Criticism, to be sure, can be directed at both sides of the Atlantic. The Bush administration, critics point out, did not turn to NATO after 9/11 even though its European allies expressed their willingness to help by invoking NATO's collective defense provisions for the first time. And far from being too ambitious in pressing the agenda outlined above for Riga, the administration has not been ambitious enough. NATO should be at the center of transatlantic consultations and actions on all threats to transatlantic security, from Iran's nuclear ambitions to the crisis in Lebanon.

The chief debilitating factor in transatlantic relations, of course, has been Iraq, both because of the initial differences over taking military action there and the present dilemmas about what to do now.

Against the backdrop of mounting casualties in Iraq, allied publics are unsure about NATO's chances to succeed in Afghanistan. Allied leaders, like Britain's Prime Minister Tony Blair and NATO Secretary General Jaap de Hoop Scheffer, have assured us that Afghanistan remains "winnable."

But while the Bush administration has rebuilt good working relationships with European officials, allied leaders who have opposed the Iraq War and countries where opposition to the war was strongest have found it difficult to increase their commitment to Afghanistan.

Given this politically difficult situation and the compelling case for NATO to succeed, how should the alliance move forward following the Riga summit?

A key step is securing greater European involvement. The United States needs to begin by recognizing -- and publicly acknowledging -- that the Europeans already are more engaged in the quest for world security than anyone might have imagined possible at the end of the Cold War, when Europe appeared inclined to turn in upon itself.

One of the administration's most brilliant moves was supporting the trilateral Franco-British-German initiative on Iran. The jury is still out on this gambit, but the Europeans are deeply committed.

We should tell them we are ready to support their lead elsewhere. They are better placed than we are, for example, to elicit the involvement of key players in the Middle East, Russia and China. France and Italy already have taken the lead in Lebanon. We should intensify our support -- particularly in the current crisis.

We should encourage them to take the lead, perhaps in tandem with the Egyptians and other regional players, in tackling the Israeli-Palestinian impasse, as well. Europeans in recent years have doubted our commitment to the Middle East peace process, which they see as the solution to the region's troubles. They recognize that our support and close cooperation remains essential, especially our assurances of security for the Israelis. Letting them take the lead would remove their doubts and increase their involvement.

At NATO, the United States has traditionally set the agenda. Over time this has discouraged European buy-in. The election of a new French president at the end of April offers an opportunity to re-shape France's military relationship with the alliance and break the impasse in NATO-EU relations.

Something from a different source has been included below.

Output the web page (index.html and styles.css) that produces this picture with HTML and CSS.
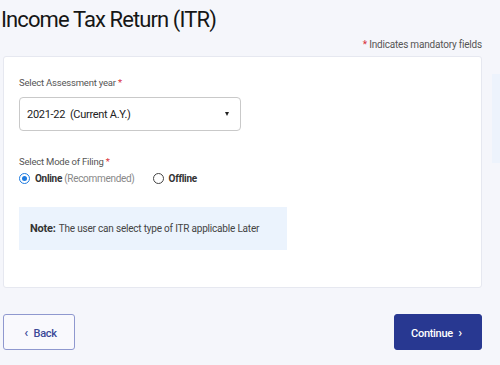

We should encourage the new French president to develop a plan that would include how NATO could support not only the French-led mission in Lebanon but also an EU-led Middle East peace process. Considering the difficulties we have encountered in Iraq and Afghanistan, it would be helpful to have NATO planning and training for such a mission begin right away.

Germany holds the EU presidency in the first half of 2007, and it could be helpful in launching a constructive process. Italian Prime Minister Romano Prodi, a former president of the European Commission, could bring a wealth of experience. The United Kingdom, it should go without saying, is best placed to guide us in this effort. Indeed, all our allies have key roles to play.

In the run-up to the Riga summit, administration officials stressed that transatlantic relations today are more about what Europe and America can do together in the rest of the world than about their dealings with each other. Unfortunately, there are problems in the relationship that are keeping all of us from being effective.

The lesson of Bosnia -- and Iraq -- is that we need to stick together. Today's challenges in Afghanistan and elsewhere are so great that we do not have the luxury of wallowing in old and outmoded arguments.